## DATA TO PROCESS

-------------------------

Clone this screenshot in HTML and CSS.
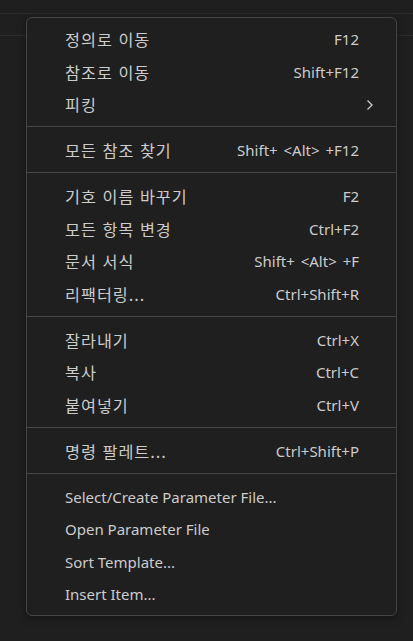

-------------------------

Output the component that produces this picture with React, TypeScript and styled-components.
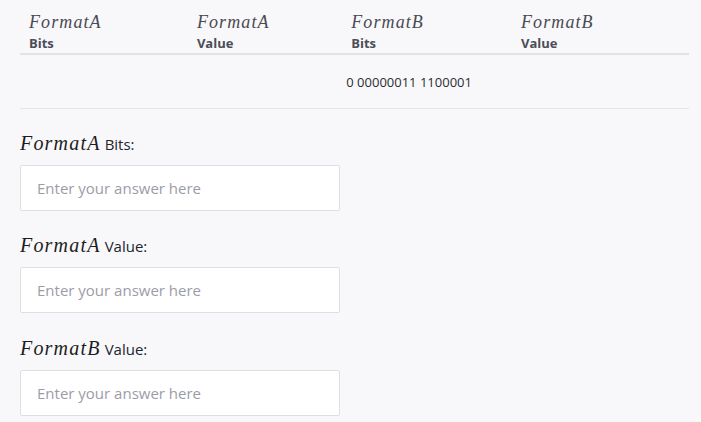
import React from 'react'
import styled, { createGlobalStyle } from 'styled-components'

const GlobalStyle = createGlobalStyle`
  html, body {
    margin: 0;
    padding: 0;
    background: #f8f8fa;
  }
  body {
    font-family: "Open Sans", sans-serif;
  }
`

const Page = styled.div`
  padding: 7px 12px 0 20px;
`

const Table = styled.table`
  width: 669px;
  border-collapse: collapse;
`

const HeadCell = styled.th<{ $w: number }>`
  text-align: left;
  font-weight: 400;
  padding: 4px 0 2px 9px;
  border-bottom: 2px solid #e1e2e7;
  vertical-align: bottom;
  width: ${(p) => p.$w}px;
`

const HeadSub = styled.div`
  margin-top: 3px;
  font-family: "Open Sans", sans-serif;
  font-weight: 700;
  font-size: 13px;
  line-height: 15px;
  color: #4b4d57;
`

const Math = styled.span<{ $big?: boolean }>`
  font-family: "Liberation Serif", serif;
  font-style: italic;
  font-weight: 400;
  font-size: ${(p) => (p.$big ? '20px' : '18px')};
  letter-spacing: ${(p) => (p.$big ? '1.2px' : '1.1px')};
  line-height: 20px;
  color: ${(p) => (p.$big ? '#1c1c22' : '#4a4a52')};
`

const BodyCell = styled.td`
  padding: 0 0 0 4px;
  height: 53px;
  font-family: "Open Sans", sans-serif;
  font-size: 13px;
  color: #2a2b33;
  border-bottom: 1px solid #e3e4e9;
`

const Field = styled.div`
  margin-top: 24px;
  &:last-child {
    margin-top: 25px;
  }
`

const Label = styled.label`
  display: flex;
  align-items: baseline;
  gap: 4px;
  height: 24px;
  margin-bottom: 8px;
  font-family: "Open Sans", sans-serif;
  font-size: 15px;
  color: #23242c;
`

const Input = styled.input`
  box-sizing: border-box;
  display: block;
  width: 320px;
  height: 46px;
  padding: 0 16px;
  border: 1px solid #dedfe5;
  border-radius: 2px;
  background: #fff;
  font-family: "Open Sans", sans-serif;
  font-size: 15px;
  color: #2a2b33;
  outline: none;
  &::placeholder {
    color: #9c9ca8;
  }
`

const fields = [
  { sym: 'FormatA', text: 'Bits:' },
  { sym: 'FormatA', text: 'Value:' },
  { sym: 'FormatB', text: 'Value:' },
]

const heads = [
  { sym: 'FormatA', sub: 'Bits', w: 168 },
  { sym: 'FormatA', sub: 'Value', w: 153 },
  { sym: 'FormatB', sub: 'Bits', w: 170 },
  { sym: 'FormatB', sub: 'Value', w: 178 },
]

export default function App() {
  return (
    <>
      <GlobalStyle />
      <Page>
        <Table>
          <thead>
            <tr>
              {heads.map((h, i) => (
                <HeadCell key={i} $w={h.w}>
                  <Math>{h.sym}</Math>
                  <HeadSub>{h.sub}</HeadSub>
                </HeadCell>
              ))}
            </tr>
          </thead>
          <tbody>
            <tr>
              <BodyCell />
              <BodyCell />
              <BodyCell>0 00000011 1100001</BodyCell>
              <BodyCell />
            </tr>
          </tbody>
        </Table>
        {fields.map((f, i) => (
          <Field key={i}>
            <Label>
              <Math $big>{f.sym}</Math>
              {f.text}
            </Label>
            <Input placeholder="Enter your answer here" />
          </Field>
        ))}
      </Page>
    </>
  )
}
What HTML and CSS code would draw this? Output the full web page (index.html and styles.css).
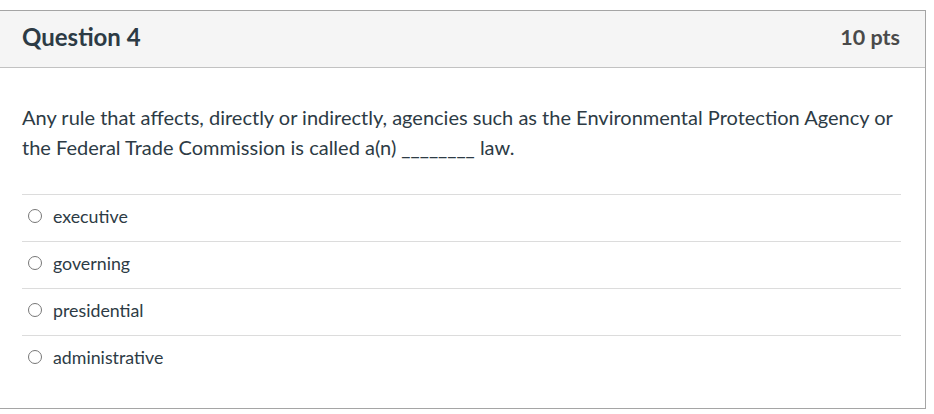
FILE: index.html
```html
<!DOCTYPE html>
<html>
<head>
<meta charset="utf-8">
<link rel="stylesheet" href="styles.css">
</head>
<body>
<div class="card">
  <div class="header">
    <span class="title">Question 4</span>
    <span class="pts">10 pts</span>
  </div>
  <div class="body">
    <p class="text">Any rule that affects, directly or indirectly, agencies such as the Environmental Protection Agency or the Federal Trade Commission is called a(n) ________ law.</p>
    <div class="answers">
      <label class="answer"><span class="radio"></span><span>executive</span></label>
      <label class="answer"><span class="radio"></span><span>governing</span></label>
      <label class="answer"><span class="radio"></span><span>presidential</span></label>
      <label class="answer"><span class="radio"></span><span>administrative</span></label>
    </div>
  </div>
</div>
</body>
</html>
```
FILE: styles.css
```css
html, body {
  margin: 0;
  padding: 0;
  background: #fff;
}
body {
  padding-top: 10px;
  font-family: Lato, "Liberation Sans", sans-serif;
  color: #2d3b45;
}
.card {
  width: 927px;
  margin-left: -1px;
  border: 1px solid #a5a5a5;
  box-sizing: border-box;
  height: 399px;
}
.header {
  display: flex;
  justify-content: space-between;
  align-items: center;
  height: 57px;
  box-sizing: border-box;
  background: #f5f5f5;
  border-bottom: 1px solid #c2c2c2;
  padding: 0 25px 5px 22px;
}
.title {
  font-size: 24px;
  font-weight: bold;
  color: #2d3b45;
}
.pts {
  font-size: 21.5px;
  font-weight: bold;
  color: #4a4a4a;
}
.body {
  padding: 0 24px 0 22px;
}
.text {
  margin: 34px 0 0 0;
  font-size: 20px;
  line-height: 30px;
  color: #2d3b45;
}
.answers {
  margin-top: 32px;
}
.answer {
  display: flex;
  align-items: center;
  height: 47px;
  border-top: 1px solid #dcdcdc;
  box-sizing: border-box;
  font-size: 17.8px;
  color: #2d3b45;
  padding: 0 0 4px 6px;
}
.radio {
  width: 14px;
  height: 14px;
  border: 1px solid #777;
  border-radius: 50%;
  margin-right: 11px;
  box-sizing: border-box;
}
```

-------------------------

## TASK TO COMPLETE
Which lines above hold the word "styled"? Copy each of them.

## OUTPUT OF THE EXERCISE
Output the component that produces this picture with React, TypeScript and styled-components.
import styled, { createGlobalStyle } from 'styled-components'
const Page = styled.div`
const Table = styled.table`
const HeadCell = styled.th<{ $w: number }>`
const HeadSub = styled.div`
const Math = styled.span<{ $big?: boolean }>`
const BodyCell = styled.td`
const Field = styled.div`
const Label = styled.label`
const Input = styled.input`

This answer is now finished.